Supreme Court justices have agreed to hear legal challenges against the Trump-era bump stock ban that prohibits the use of the attachments on semi-automatic rifles.
United States President Joe Biden's administration urged the justices to uphold the ban, endorsing a rare move by the Trump administration to curtail gun violence after a mass shooting in Las Vegas in 2017.
Bump Stock Ban
In October of that year, a gunman armed with a firearm opened fire at a music festival and killed 58 people while wounding several hundred others. Following the shootings, officials from the Department of Justice (DOJ) initially said that the executive branch did not have the power to ban bump stocks without congressional action.
However, the department later revised its stance and determined that it could impose a ban on the devices on its own. The case revolves around executive power, not the Second Amendment and challengers have argued that the regulation was not authorized by federal laws that largely ban machine guns, as per the New York Times.
A machine gun is defined by the National Firearms Act of 1934 as any weapon "which shoots, is designed to shoot, or can be readily restored to shoot, automatically more than one shot, without manual reloading, by a single function of the trigger." Additionally, the Gun Control Act of 1968 expanded the definition to include parts that could be used to convert a firearm into a machine gun.
Lawyers representing the government told Supreme Court justices that bump stocks may be regulated under those particular laws.
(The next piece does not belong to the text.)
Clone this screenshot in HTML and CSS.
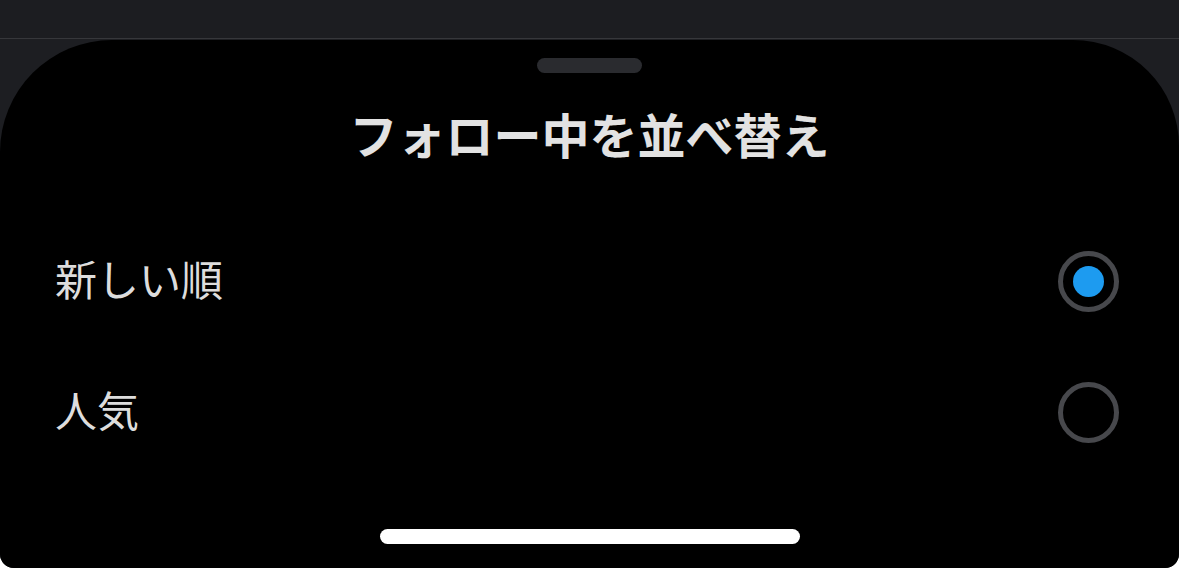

One brief in the case, Garland v. Cargill, No. 22-976, noted that like other machine guns, rifles that are modified with bump stocks are capable of firing hundreds of bullets every minute.
The brief quoted earlier findings and noted that the mass shooter in the Las Vegas incident was able to fire several hundred rounds of ammunition in a short period of time using bump stocks. The situation comes as federal appeals courts have issued conflicting rulings on whether or not the regulation was authorized by the laws.
In the Wake of Mass Shootings
The decision to consider a legal challenge to the ban comes as the United States is still reeling from a recent mass shooting. It also comes only a few days before the Supreme Court justices are poised to revisit a landmark Second Amendment opinion from 2022 that expanded gun rights nationwide, according to CNN.
Solicitor General Elizabeth Prelogar argued that bump stocks fall into the definition of a machine gun because of what it does for a shooter handling it. The debate on the matter began when Michael Cargill purchased bump stocks in April 2018.
He then surrendered his devices after the ATF adopted its final rule on the devices but later challenged it by filing a suit in the Western District of Texas. Since then, various courts have issued conflicting decisions on the matter.
Bump stocks were originally designed to make it easier for people with disabilities to fire a firearm. The device itself basically replaces a gun's stock and pistol grip, causing the weapon to buck back and forth. This would repeatedly bump the trigger against the shooter's finger, said Fox News.